Why is worship attendance considered the chief measure of success for pastors and churches? Why are offering totals and building projects a close second and third? If those are not the best measures, then what are?

These are questions all church leaders need to be wrestling with as we transition from one era of church history to the next. For the past 40 years, numbers for mainline Protestant churches have been on a steady downward slope. More evangelical denominations, who for a while avoided the decline, are now losing members, too. Even the non-denominational megachurches are having more trouble attracting people through their doors than they did a decade ago.
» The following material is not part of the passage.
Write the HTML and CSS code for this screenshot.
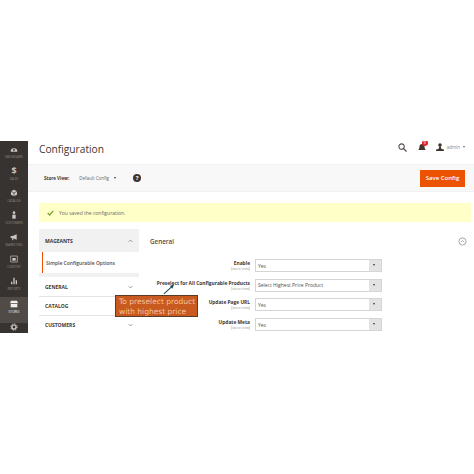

In short, if we maintain the ABC standards (attendance, buildings, cash), we are setting ourselves up for further discouragement. Cultural trends much larger than us are driving this shift away from church participation, which means we need to focus on different goals.

These new goals and measures of success are being revealed by the Spirit as time goes by. My hunch is that it has to do with being a counter-cultural witness against the consumerism, individualism, racism, and many other “isms” that predominate in today’s world and bind up people’s freedom.

What do you think will be the new ways the 21st century church measures if it is fulfilling its calling?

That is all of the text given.